Whether you plan to traverse Times Square or to head down south to tour the Research Triangle, there are a few things you ought to know when it comes to out-of-state traffic tickets. Since every state treats out-of-state traffic tickets differently, there really is no uniform standard in place to determine whether your home state will put points on your license for an out-of-state violation. To make your life easier, we took the liberty of doing the research for you.
Driver’s License Compact
Both New York and North Carolina signed the Driver’s License Compact. This means NY and NC freely share driver information with one another. If you are convicted of a NY traffic ticket but are a NC driver, NC will be notified about the ticket you received. This also applies if you are licensed in NY and get a ticket in NC.
North Carolina Drivers
Generally speaking, North Carolina will not add points onto your driving record if you are convicted of an out-of-state traffic ticket.
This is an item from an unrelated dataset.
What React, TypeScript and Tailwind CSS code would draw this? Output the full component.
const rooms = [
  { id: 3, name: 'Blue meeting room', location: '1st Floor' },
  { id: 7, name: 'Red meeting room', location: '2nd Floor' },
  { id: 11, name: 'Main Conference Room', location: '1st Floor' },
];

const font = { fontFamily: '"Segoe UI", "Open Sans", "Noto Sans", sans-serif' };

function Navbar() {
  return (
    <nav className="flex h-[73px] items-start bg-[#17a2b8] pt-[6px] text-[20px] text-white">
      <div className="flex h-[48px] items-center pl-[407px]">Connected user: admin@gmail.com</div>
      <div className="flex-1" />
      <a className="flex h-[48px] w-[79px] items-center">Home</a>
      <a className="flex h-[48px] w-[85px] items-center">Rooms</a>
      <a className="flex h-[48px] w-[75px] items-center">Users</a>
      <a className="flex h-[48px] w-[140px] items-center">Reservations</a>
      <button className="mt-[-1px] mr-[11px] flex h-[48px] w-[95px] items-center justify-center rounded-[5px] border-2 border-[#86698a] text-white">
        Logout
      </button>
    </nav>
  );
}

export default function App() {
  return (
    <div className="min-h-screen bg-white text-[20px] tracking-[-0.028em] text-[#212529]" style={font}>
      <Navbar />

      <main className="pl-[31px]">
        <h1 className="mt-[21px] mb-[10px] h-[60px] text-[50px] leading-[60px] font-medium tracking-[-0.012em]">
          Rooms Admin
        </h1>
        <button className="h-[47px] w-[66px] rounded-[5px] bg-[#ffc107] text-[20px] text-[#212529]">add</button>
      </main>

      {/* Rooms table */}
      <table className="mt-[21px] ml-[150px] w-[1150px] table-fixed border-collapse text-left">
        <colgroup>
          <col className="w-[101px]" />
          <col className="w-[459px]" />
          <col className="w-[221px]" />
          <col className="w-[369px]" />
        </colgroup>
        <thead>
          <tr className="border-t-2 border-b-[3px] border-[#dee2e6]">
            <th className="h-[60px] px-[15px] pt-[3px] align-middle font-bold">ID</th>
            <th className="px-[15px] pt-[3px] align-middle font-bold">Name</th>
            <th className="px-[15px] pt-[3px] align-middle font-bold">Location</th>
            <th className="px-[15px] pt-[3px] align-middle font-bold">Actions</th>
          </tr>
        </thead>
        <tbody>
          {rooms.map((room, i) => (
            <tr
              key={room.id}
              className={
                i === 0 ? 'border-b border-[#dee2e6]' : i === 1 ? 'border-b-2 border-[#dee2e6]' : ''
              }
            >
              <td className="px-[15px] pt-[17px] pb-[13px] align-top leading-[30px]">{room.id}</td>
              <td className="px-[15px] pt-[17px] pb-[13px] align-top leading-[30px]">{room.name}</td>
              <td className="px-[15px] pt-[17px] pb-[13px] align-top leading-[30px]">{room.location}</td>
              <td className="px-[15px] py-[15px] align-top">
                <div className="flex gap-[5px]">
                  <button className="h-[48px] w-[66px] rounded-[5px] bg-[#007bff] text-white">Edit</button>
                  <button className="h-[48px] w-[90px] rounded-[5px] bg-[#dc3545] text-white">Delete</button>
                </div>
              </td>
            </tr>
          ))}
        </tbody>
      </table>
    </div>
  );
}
However, according to N.C.G.S. 20-16(7), if the offense or offenses that you committed in another state would be grounds for a suspension or revocation of your driving privileges in North Carolina, then your NC driving privileges may be suspended.
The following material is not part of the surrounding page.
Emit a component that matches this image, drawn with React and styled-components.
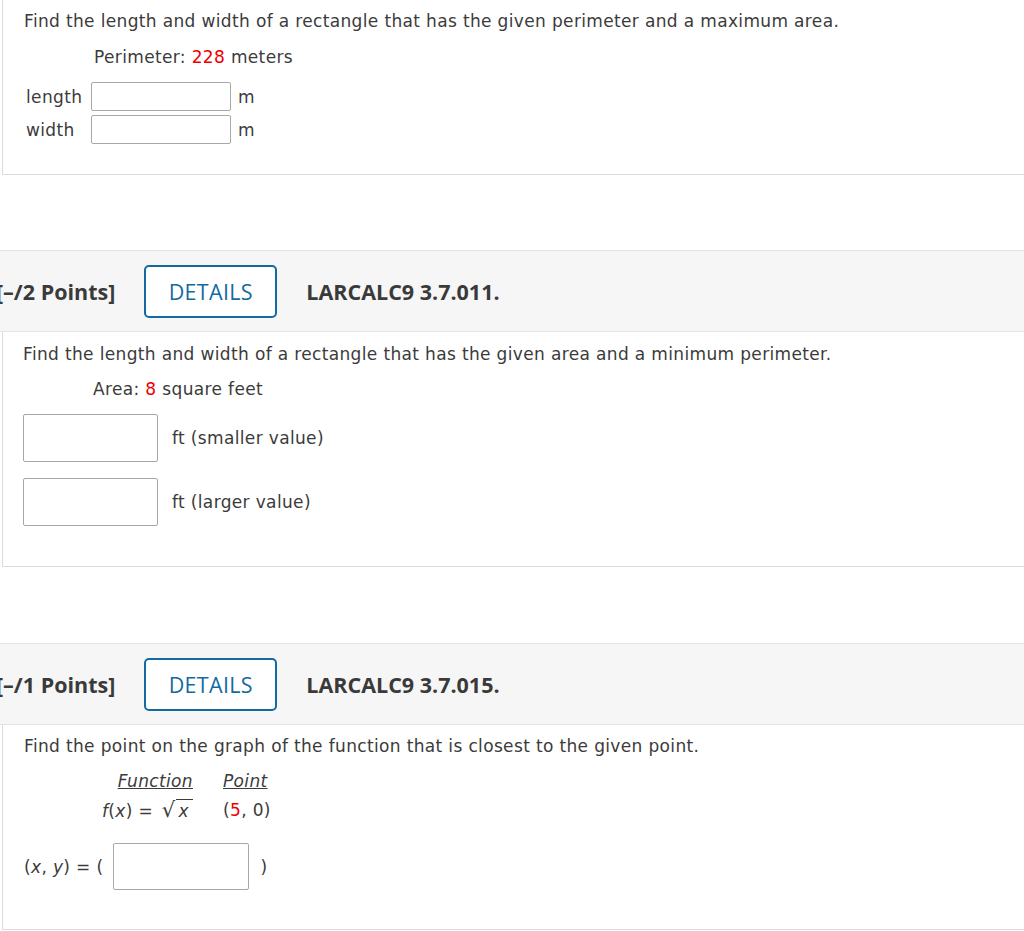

Also, if you accumulate 12 or more points on your NC license within a three-year period, the NC DMV can suspend your license. These two rules can lead to a tremendous amount of confusion when a North Carolina driver travels out of the state.
For example, if you hold a NC driver’s license and are convicted of a speeding ticket in NY, this will be reported to North Carolina, cause your insurance to go up, and require you to pay a fine to the State of New York. However, demerit points will not be added onto your NC driving record and your driving privileges will not be affected.
Nevertheless, if you are convicted of passing a school bus, reckless driving, and running a stop sign all in the same trip to New York, your North Carolina driver’s license will be suspended. You might be thinking, “How can that be? I thought points were not added onto my NC record?” You are correct, but remember, if you commit offenses that would lead to a suspension in North Carolina while in another state, you can be suspended!
New York Drivers
If you have a New York driver’s license and are convicted of a North Carolina traffic ticket, in most cases, New York will not add points onto your driver’s license. According to the New York State Department of Motor Vehicles, “The NYSDMV does not record out-of-state violations committed by NYS drivers in other jurisdictions.”
Nevertheless, NY makes exceptions for alcohol-related violations, drug-related violations, and moving violations committed in Quebec or Ontario. As such, if you are caught speeding in North Carolina, points will not be added onto your New York driver’s license.
However, your insurance carrier will have the ability to raise your insurance rates due to the violation you committed.This point about insurance is also applicable if you are a NC license holder ticketed in NY.
Losing Your Driving Privileges
If you are an out-of-state driver and accrue 11 points or more, you will lose your New York driving privileges. This accumulation of 11 points will be determined based on the New York point system, not your home state’s point system. Thus, if you are found guilty of speeding 41 miles over the posted speed limit or get convicted twice for speeding 21-30 miles over the limit, you will no longer be allowed to drive in the State of New York for a specified duration of time.
Remember, your driver’s license will not be suspended by your home state and NY does not have the authority to suspend an out-of-state driver’s license. However, since NC and NY are both members of the Driver’s License Compact, NC will honor the “suspension” of your New York driving privileges even though it will not take away your ability to drive elsewhere.
Driver Responsibility Assessment (DRA)
Furthermore, if you are convicted of a NY traffic ticket for an offense or set of offenses that amounts to 6 or more points under New York’s Point System, you will also be required to pay a Driver Responsibility Assessment (DRA).
This applies regardless of whether you are an out-of-state driver or licensed in NY.
- If you get 6 points in 18 months, the assessment will be $100 per year for 3 years.
- If you get more than 6 points in 18 months, an additional $25 per year will be charged for each additional point you receive. This means 1 extra point will cost you $75 more (since the assessment lasts for 3 years).
- If you get convicted of a drug- or alcohol-related offense or you refuse to submit to a chemical test, the assessment will be $250 per year for 3 years.